Co-located infrastructure networks such as roads, water, and sewer in theory offer the possibility for integrated multi-infrastructure interventions. However, how closely these networks are aligned in space and time determines the practical extent to which such coordinated interventions can be realized. This study quantifies the spatial alignment of the aforementioned infrastructure networks and demonstrates its application for integrated interventions and potential cost savings. It proposes two metrics, namely (1) shared surface area and (2) shared trench volume, to quantify the spatial relationship (i.e., degree of co-location) of infrastructures. Furthermore, the study demonstrates how the degree of co-location can be used as a proxy for cost-saving potential of integrated interventions compared to silo-based, single-infrastructure, interventions. Through six case studies conducted in Norwegian municipalities, the research reveals that implementing integrated interventions across road, water, and sewer networks can result in potential average cost savings of 24% in urban areas and 11% in rural areas. Utility-specific savings under different cost-sharing scenarios were also analyzed.
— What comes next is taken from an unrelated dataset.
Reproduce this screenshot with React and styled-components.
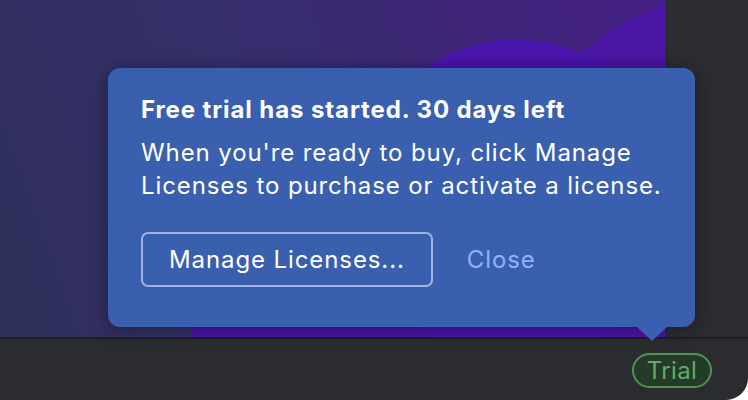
import React from "react";
import styled, { createGlobalStyle } from "styled-components";

const GlobalStyle = createGlobalStyle`
  html, body {
    margin: 0;
    padding: 0;
    background: #ffffff;
  }
  body {
    font-family: Inter, "Noto Sans", sans-serif;
    -webkit-font-smoothing: antialiased;
  }
`;

const Window = styled.div`
  position: relative;
  width: 748px;
  height: 400px;
  display: flex;
  flex-direction: column;
  background: #2b2c30;
  border-bottom-right-radius: 22px;
  overflow: hidden;
`;

const Main = styled.div`
  display: flex;
  height: 337px;
`;

// wallpaper: dark gradient with a few soft purple discs
const Wallpaper = styled.div`
  width: 666px;
  height: 100%;
  background:
    radial-gradient(circle at 517px 200px, #4a15aa 0 160px, transparent 161px),
    radial-gradient(circle at 470px 420px, #4914a8 0 292px, transparent 293px),
    radial-gradient(circle at 730px 210px, #4a16a3 0 215px, transparent 216px),
    radial-gradient(circle at 790px 230px, #5610c8 0 220px, transparent 221px),
    linear-gradient(70deg, #2e2f5a 0%, #35306a 40%, #3f2478 75%, #452084 100%);
`;

const SideStrip = styled.div`
  flex: 1;
  background: #2c2d31;
  border-left: 1px solid #232427;
`;

const StatusBar = styled.div`
  flex: 1;
  display: flex;
  align-items: center;
  justify-content: flex-end;
  padding: 0 36px 0 0;
  border-top: 2px solid #1e1f22;
`;

const TrialBadge = styled.span`
  display: inline-flex;
  align-items: center;
  justify-content: center;
  box-sizing: border-box;
  width: 80px;
  height: 35px;
  border: 2px solid #4e9553;
  border-radius: 18px;
  background: #263a29;
  color: #5fae66;
  font-size: 24px;
  letter-spacing: 0.4px;
  margin-top: 2px;
`;

const Popover = styled.div`
  position: absolute;
  left: 108px;
  top: 68px;
  width: 587px;
  height: 259px;
  box-sizing: border-box;
  padding: 27px 33px 0;
  background: #3a5fae;
  border-radius: 12px;
  box-shadow: 0 2px 18px rgba(10, 10, 30, 0.45);
  color: #ffffff;
  letter-spacing: 0.9px;

  &::after {
    content: "";
    position: absolute;
    left: 529px;
    bottom: -14px;
    border-left: 15px solid transparent;
    border-right: 15px solid transparent;
    border-top: 14px solid #3a5fae;
  }
`;

const Title = styled.h3`
  margin: 0;
  font-size: 24px;
  font-weight: 700;
  line-height: 30px;
`;

const Body = styled.p`
  margin: 11px 0 0;
  font-size: 24px;
  line-height: 33px;
  color: #ffffff;
`;

const Actions = styled.div`
  display: flex;
  align-items: center;
  gap: 32px;
  margin-top: 30px;
`;

const Button = styled.button`
  box-sizing: border-box;
  height: 55px;
  padding: 0 26px;
  border: 2px solid ${(p) => (p.$ghost ? "transparent" : "#9fb3de")};
  border-radius: 7px;
  background: transparent;
  color: ${(p) => (p.$ghost ? "#8fb3f6" : "#ffffff")};
  font-family: inherit;
  font-size: 24px;
  letter-spacing: inherit;
  cursor: pointer;
  ${(p) => p.$ghost && "padding: 0;"}
`;

export default function App() {
  return (
    <>
      <GlobalStyle />
      <Window>
        <Main>
          <Wallpaper />
          <SideStrip />
        </Main>
        <StatusBar>
          <TrialBadge>Trial</TrialBadge>
        </StatusBar>
        <Popover>
          <Title>Free trial has started. 30 days left</Title>
          <Body>
            When you're ready to buy, click Manage
            <br />
            Licenses to purchase or activate a license.
          </Body>
          <Actions>
            <Button>Manage Licenses...</Button>
            <Button $ghost>Close</Button>
          </Actions>
        </Popover>
      </Window>
    </>
  );
}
To identify the yearly potential of integrated multi-infrastructure interventions, future work should add the temporal alignment of rehabilitation of infrastructures (i.e., time of intervention needed for the infrastructures).

  • The ‘degree of co-location’ quantifies the spatial relationships among infrastructure networks.

  • An application of the degree of co-location can be its use as a proxy for economic and environmental savings of integrated interventions.

  • On average, 24% cost-saving potential for multi-utility interventions in urban areas.

  • On average, 11% cost-saving potential for multi-utility interventions in rural areas.